• _Stated problem_: Search the data for the word "components" and copy every line that contains it.

• _Data shown_:

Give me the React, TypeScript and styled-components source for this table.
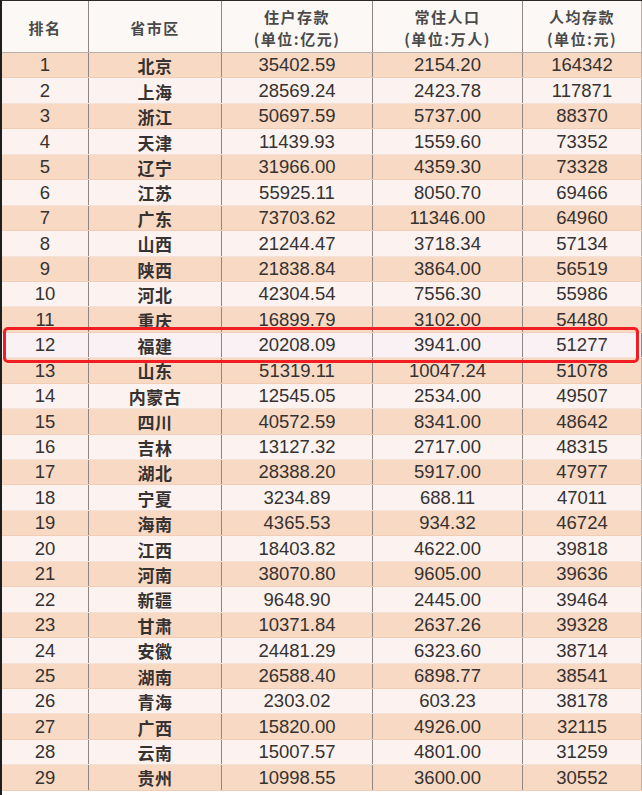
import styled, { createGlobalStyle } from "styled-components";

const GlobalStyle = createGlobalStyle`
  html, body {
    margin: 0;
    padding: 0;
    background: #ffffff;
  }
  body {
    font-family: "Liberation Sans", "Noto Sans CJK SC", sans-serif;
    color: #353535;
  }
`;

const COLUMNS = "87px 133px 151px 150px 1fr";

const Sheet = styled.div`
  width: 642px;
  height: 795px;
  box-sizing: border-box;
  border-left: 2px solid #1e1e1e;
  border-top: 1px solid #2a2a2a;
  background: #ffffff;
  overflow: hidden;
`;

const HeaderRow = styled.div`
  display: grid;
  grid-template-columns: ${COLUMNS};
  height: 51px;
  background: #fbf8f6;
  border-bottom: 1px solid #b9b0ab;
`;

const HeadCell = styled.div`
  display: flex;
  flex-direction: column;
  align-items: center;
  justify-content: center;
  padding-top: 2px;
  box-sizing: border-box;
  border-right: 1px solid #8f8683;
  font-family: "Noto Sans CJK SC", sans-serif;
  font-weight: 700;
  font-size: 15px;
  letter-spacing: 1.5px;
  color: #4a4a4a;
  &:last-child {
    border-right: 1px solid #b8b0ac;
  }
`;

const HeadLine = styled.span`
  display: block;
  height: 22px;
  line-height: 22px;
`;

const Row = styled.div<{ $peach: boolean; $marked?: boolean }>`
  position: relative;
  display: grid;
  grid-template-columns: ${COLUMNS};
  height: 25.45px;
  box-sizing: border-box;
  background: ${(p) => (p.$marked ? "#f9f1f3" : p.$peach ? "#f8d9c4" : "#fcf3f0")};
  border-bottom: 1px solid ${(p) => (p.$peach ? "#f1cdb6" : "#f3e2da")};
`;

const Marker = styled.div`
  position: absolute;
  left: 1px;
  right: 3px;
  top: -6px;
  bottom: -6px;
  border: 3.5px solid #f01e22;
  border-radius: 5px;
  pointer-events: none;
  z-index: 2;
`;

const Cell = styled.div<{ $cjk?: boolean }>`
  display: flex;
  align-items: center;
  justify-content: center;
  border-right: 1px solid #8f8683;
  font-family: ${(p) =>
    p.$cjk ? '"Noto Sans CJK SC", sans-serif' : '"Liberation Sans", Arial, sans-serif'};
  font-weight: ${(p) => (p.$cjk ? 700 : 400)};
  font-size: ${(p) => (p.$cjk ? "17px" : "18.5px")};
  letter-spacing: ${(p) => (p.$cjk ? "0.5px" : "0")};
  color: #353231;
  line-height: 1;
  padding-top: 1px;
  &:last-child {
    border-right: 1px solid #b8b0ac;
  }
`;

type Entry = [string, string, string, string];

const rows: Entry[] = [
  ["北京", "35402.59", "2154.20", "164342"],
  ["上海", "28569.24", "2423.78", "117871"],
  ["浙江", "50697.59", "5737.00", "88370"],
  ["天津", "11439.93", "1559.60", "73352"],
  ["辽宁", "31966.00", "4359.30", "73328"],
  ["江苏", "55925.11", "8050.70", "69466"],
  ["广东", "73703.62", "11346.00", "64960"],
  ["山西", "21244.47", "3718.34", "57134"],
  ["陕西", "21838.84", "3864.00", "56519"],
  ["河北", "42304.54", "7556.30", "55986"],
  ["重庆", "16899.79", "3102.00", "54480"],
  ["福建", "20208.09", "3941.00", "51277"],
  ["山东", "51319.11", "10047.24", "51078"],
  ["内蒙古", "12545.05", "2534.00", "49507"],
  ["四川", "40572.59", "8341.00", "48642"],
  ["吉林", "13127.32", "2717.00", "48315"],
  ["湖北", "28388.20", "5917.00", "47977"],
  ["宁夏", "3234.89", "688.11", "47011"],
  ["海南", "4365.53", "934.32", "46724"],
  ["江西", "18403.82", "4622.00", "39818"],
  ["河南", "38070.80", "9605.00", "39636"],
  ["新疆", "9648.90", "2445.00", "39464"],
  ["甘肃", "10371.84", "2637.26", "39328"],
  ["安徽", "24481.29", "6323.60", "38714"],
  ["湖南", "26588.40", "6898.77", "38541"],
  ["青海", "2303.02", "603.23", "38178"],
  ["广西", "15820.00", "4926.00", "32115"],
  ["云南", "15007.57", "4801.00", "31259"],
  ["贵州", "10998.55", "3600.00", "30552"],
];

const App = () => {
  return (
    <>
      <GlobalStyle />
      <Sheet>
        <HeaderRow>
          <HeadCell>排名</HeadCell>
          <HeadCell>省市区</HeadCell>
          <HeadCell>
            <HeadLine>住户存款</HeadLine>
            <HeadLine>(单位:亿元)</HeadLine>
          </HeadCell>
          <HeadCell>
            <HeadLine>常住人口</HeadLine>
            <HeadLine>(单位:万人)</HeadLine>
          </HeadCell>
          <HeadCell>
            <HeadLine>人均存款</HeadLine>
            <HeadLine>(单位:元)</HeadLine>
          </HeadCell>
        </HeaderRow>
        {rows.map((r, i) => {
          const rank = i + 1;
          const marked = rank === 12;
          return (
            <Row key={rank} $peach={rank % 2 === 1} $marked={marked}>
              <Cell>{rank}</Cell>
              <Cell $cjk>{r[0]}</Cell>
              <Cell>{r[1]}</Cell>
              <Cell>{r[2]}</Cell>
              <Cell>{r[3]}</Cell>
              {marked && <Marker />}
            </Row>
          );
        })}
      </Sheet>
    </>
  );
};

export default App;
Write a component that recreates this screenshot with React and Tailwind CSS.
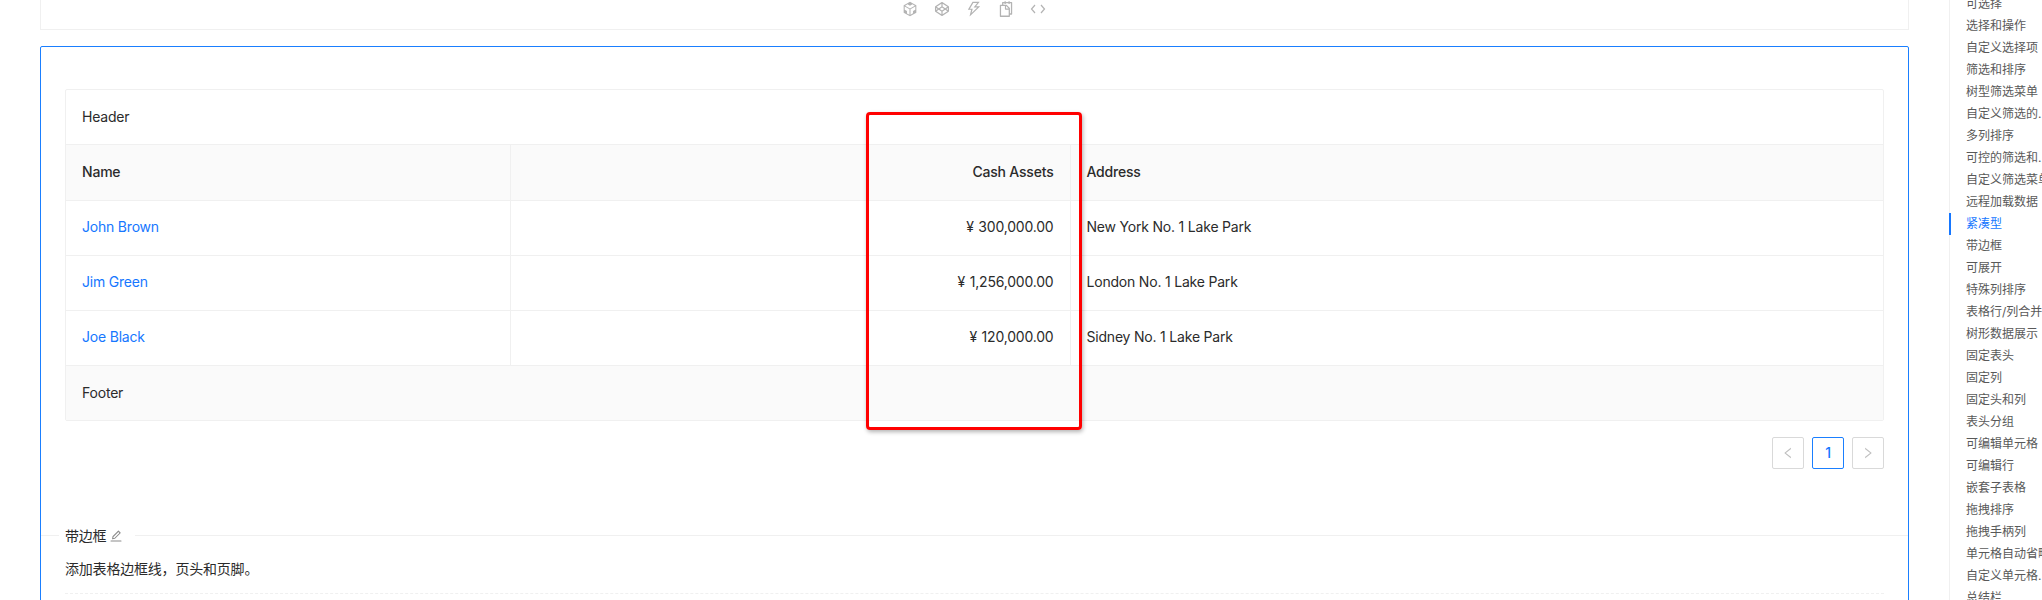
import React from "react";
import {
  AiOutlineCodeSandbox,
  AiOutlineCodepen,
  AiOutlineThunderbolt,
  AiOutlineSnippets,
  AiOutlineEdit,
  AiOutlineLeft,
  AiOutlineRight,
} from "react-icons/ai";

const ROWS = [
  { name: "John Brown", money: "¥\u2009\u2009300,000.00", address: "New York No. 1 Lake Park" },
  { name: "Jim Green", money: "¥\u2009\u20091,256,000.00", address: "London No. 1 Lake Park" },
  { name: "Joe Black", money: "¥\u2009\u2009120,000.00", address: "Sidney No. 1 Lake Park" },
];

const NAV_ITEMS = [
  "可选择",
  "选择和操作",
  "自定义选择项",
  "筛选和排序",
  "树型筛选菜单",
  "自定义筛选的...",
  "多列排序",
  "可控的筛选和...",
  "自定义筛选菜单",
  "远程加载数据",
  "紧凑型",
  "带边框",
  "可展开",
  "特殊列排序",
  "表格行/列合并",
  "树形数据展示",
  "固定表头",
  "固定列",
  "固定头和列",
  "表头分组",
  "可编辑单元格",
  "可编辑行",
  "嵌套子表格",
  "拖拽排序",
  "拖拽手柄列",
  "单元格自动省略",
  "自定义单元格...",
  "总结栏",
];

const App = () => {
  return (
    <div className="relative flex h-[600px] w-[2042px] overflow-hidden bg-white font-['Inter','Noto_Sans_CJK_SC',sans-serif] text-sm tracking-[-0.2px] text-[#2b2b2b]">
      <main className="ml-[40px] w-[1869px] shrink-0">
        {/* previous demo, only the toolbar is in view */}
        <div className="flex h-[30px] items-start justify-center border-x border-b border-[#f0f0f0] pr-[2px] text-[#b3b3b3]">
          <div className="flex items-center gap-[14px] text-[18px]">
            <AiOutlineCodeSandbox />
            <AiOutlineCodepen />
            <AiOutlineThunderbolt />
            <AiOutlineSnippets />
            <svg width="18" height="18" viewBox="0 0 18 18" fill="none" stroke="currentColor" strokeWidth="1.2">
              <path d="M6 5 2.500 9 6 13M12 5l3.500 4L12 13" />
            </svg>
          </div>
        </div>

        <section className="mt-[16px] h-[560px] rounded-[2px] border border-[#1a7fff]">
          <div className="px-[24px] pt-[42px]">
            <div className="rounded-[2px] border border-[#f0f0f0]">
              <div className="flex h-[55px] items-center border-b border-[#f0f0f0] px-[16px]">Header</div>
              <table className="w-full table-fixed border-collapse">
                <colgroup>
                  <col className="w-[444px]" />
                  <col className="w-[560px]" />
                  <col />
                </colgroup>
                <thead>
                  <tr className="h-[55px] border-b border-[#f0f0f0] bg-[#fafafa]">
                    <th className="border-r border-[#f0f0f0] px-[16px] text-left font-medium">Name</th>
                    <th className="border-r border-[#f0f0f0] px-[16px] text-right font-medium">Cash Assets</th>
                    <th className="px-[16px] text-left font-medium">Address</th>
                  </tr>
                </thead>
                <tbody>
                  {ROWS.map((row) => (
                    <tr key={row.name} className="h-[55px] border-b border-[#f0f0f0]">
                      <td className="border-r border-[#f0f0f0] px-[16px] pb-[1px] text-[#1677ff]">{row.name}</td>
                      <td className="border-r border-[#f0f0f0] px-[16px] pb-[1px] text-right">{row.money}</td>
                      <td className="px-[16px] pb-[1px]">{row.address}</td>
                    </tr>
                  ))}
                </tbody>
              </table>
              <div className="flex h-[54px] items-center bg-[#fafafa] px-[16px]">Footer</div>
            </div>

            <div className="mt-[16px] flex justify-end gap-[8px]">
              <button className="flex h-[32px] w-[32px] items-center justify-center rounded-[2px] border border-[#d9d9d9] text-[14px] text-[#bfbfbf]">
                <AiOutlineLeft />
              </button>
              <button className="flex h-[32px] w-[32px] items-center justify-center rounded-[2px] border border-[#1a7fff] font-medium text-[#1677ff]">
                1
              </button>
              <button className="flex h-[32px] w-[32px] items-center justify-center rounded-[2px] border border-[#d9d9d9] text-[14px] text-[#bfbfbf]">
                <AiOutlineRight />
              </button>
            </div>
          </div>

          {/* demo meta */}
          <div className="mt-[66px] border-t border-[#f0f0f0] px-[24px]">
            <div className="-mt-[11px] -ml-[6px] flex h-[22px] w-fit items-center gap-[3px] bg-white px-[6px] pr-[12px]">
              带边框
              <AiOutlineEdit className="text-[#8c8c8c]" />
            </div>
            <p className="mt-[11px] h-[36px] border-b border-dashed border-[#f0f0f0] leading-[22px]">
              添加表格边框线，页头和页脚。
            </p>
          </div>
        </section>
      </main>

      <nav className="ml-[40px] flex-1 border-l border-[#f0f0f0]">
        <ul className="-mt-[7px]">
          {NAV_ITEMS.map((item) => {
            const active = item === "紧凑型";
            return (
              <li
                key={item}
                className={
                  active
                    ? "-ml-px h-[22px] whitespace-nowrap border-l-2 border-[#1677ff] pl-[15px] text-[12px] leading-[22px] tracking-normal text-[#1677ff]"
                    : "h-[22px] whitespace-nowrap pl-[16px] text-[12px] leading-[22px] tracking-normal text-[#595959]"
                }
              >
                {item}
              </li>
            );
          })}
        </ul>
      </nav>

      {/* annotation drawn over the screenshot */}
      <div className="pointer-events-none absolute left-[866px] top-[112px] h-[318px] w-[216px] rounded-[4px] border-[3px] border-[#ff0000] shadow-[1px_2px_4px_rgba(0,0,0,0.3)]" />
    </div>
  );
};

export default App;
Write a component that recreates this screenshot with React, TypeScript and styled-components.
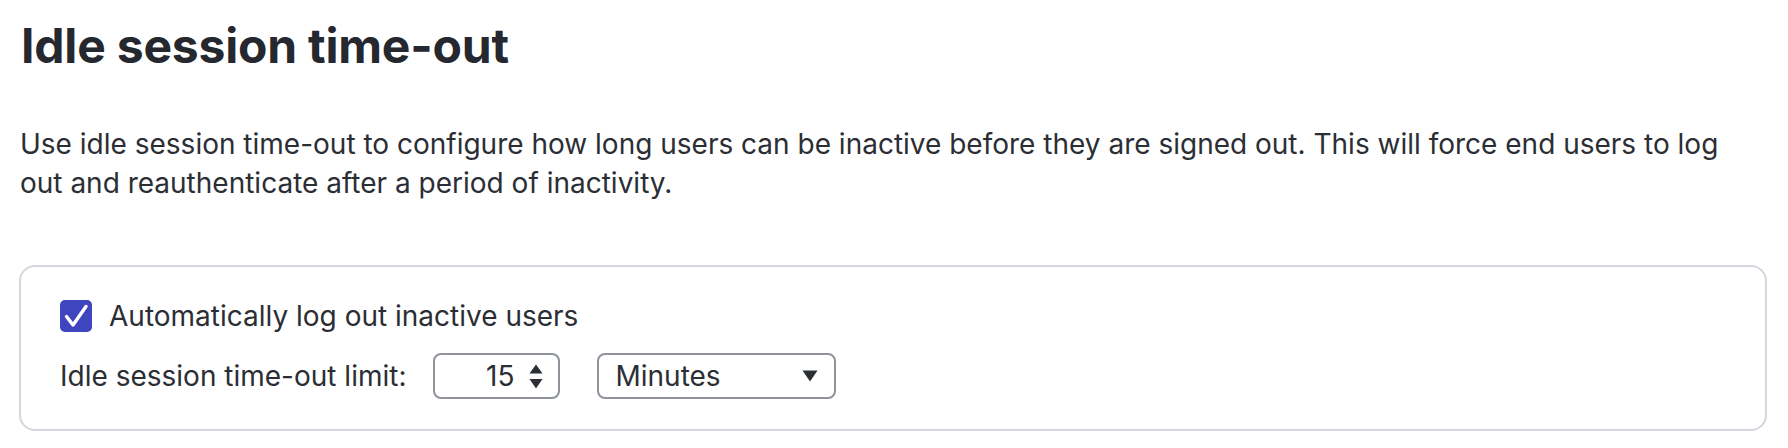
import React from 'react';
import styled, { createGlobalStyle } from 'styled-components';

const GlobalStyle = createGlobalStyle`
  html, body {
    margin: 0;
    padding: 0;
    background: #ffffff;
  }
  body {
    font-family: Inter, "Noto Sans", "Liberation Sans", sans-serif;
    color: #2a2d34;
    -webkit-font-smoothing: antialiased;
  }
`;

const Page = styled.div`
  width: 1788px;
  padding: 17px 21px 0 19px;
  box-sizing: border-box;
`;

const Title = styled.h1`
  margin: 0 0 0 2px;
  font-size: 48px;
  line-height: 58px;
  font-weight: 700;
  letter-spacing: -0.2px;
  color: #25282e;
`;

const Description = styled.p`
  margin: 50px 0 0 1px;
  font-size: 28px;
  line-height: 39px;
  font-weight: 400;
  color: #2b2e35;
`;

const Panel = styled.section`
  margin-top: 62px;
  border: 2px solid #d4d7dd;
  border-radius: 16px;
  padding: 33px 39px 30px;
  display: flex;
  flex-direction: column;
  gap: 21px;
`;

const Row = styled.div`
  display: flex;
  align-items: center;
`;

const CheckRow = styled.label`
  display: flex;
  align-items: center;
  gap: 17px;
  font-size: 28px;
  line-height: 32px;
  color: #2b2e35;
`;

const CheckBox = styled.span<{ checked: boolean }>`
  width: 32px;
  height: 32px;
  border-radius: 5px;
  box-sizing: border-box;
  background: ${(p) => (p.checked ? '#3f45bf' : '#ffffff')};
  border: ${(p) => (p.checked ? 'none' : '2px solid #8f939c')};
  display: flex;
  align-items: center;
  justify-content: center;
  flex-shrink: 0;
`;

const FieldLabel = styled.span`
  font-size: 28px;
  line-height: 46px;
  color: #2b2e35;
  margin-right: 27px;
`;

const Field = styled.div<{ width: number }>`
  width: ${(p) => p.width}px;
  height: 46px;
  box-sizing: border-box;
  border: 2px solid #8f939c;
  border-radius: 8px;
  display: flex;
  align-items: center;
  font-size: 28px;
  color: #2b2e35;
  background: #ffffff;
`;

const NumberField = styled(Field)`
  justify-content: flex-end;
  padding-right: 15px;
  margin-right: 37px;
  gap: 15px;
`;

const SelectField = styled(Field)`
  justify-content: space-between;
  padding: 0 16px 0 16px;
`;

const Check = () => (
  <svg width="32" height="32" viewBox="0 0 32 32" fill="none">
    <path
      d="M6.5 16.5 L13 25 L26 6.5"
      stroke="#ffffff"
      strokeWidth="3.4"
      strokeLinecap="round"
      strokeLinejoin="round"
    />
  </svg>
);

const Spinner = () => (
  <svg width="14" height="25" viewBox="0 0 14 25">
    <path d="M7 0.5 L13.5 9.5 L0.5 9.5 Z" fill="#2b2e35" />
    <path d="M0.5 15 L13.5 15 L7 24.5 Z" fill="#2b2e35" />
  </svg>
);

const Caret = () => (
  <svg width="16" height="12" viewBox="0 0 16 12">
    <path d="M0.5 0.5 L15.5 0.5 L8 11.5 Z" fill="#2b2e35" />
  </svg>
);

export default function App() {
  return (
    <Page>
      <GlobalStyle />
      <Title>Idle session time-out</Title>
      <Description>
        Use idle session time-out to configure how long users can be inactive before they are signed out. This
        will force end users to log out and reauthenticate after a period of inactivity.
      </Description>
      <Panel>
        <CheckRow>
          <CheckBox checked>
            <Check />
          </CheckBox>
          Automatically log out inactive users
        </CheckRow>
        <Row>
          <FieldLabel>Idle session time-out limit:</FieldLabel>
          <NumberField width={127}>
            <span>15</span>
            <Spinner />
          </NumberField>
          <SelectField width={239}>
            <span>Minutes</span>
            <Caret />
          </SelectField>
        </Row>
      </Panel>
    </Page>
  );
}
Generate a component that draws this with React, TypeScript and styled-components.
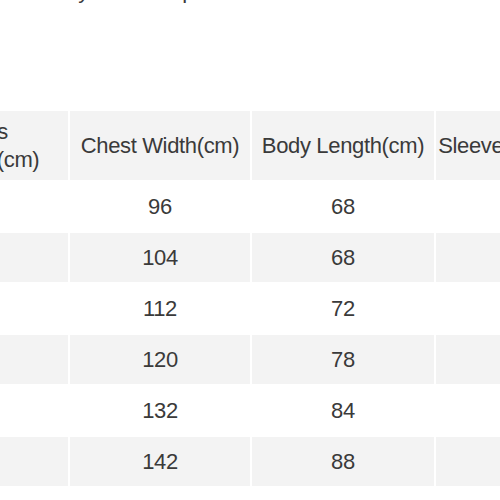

• _Solution for this problem_:
Give me the React, TypeScript and styled-components source for this table.
import styled, { createGlobalStyle } from "styled-components";
Write a component that recreates this screenshot with React, TypeScript and styled-components.
import styled, { createGlobalStyle } from 'styled-components';
Generate a component that draws this with React, TypeScript and styled-components.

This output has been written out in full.